Examples of good bullets:

  • "Rebuilt front-end for US SaaS product, cutting bundle size by 40% and improving Lighthouse scores to 95+ while working fully remote from CET."
  • "Designed cross-platform mobile app for EU healthtech startup, conducting remote user tests across three countries and shipping v1 in 10 weeks."
  • "Wrote launch funnel for UK DTC brand, collaborating async with a distributed team and contributing to a 32% lift in first-month revenue."

If your bullets could apply to any office job, you’re doing it wrong. Make every line whisper, "I know how to do this from anywhere."

The Money And Paperwork Nobody Talks About (But Clients Think About)
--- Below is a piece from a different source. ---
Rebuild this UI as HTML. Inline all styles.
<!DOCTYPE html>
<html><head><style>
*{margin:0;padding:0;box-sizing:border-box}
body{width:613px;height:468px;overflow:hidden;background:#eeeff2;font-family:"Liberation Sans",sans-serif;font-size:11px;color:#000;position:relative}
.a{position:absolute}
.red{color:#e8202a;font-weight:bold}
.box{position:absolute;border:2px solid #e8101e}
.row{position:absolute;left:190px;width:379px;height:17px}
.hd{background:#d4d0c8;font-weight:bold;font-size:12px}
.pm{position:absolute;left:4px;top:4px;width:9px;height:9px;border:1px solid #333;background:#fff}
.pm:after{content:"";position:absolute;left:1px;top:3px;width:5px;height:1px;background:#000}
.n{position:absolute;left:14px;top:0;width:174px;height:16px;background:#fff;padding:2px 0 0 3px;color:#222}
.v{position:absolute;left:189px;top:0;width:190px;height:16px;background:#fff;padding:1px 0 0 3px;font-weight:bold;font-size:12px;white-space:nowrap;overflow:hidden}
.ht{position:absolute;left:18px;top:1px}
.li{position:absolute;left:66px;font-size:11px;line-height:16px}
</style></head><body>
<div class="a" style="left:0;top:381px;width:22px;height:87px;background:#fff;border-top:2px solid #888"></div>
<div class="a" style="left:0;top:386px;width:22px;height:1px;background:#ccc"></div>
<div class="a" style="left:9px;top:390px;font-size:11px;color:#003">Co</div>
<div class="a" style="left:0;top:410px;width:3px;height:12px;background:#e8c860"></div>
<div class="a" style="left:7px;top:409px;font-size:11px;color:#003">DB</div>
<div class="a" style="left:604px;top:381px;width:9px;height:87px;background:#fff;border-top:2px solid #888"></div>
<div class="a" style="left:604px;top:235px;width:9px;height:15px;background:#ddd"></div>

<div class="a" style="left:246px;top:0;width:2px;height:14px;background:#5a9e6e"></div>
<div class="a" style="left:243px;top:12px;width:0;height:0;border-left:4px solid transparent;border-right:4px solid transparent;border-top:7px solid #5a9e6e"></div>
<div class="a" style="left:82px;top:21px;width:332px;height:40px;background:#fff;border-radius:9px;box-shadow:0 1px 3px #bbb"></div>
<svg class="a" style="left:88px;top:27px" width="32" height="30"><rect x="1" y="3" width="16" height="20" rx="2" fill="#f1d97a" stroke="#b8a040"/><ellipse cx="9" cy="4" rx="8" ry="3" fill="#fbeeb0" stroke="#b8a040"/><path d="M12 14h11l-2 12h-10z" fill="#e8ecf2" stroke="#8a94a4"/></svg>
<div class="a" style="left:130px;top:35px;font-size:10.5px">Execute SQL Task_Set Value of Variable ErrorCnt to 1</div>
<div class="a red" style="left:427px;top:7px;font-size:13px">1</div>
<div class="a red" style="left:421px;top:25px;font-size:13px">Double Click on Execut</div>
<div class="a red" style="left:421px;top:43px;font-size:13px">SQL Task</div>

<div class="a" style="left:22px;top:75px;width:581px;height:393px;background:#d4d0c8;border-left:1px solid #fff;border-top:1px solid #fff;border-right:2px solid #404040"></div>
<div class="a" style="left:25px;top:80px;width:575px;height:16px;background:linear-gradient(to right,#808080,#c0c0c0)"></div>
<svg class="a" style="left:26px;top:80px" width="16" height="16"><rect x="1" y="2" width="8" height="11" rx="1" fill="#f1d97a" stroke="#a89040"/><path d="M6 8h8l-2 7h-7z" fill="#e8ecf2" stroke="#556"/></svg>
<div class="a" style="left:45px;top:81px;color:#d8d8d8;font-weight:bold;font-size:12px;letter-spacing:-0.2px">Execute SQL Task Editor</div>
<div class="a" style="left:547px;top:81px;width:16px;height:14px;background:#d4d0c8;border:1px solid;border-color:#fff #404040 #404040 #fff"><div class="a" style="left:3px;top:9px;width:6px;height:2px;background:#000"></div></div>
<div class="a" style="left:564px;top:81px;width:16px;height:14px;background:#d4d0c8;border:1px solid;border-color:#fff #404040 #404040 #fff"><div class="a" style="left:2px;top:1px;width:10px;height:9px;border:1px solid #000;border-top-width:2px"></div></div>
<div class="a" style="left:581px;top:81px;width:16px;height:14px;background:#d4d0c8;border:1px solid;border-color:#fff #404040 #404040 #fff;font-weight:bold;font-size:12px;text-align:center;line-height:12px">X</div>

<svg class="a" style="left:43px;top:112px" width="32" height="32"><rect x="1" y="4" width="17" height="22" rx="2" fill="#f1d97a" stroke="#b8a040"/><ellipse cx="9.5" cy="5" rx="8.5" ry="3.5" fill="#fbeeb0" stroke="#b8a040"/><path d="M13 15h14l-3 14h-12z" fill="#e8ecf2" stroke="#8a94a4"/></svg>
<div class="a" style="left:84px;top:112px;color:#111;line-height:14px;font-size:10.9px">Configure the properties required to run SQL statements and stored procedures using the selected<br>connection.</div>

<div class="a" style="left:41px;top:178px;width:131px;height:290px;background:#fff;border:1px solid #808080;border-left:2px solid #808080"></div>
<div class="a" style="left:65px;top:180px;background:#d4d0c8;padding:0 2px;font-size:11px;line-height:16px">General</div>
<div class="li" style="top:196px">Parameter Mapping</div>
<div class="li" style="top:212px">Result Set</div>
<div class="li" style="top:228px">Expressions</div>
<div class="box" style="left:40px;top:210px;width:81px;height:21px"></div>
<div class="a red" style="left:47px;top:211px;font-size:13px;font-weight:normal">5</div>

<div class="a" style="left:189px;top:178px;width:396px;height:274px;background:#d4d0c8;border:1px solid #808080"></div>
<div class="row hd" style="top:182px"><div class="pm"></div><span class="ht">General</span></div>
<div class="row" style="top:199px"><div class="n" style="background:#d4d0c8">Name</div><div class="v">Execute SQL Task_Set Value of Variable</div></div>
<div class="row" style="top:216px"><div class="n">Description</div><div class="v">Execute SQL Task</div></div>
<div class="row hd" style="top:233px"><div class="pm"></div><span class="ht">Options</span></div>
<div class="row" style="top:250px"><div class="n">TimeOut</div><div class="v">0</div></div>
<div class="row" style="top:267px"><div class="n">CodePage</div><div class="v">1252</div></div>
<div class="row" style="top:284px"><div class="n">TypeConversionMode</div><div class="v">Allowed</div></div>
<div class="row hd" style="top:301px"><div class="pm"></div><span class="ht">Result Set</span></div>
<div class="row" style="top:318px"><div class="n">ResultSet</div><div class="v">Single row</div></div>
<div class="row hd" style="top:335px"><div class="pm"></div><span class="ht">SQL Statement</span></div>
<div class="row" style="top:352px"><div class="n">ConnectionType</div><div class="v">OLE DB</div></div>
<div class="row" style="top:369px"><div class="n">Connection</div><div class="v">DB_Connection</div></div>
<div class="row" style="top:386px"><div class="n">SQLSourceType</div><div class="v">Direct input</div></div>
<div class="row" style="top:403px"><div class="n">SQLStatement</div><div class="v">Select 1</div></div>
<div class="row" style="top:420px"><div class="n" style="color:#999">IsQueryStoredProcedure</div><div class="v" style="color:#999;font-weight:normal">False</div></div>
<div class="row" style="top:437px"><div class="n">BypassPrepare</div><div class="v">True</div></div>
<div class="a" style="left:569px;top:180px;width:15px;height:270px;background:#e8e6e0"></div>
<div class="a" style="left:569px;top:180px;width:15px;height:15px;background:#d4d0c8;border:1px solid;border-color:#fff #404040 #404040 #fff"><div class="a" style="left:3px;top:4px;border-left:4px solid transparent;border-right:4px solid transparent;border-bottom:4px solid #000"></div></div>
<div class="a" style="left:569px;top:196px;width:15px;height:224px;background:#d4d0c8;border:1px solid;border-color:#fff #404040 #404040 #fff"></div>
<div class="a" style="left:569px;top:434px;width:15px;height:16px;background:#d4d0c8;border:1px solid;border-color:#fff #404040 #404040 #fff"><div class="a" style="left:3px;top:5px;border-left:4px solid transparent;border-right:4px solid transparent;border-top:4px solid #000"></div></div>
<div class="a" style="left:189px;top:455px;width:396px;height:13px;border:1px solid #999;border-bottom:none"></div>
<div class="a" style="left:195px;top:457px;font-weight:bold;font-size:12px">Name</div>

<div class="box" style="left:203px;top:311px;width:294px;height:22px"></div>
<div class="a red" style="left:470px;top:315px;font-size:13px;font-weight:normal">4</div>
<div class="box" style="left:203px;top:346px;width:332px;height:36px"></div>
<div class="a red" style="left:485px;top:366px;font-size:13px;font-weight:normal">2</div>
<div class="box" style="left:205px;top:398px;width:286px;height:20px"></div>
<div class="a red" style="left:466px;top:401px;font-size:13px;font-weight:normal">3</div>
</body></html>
Here’s the part freelancers like to ignore. Clients don’t just hire skills, they hire reduced hassle.

So somewhere discreet on your remote contractor cv, include:

  • "Available for contract work with clients in [regions]"
  • "Comfortable with NDAs and long-term retainers"
  • "Invoice in [currencies], using [methods]"

For example:

"Work arrangements: Available for contract work with clients in North America, EU, and UK. Comfortable working under NDAs, retainers, and fixed-scope project agreements. I invoice in USD, EUR, or GBP via standard international payment platforms."

It’s boring, but boring is what makes CFOs and project managers relax. Relaxed people sign contracts.

If Your CV Doesn’t Scream “Remote-Proof,” It’s Noise

Here’s the reality that stings a bit.

Your competition is not the person in your city. It’s the developer in Poland, the designer in Argentina, the copywriter in South Africa, all throwing their hat into the same ring for the same contract.

So if your digital nomad cv still reads like a traditional office CV with a line that says "open to remote," you’re not even in the real fight.

Your CV has one job. Prove you can create value across borders without becoming a management headache.

If every section doesn’t point to that, cut it, rewrite it, or admit you’re not actually competing for global remote jobs yet.

Clients don’t want adventurers. They want operators who happen to own a backpack.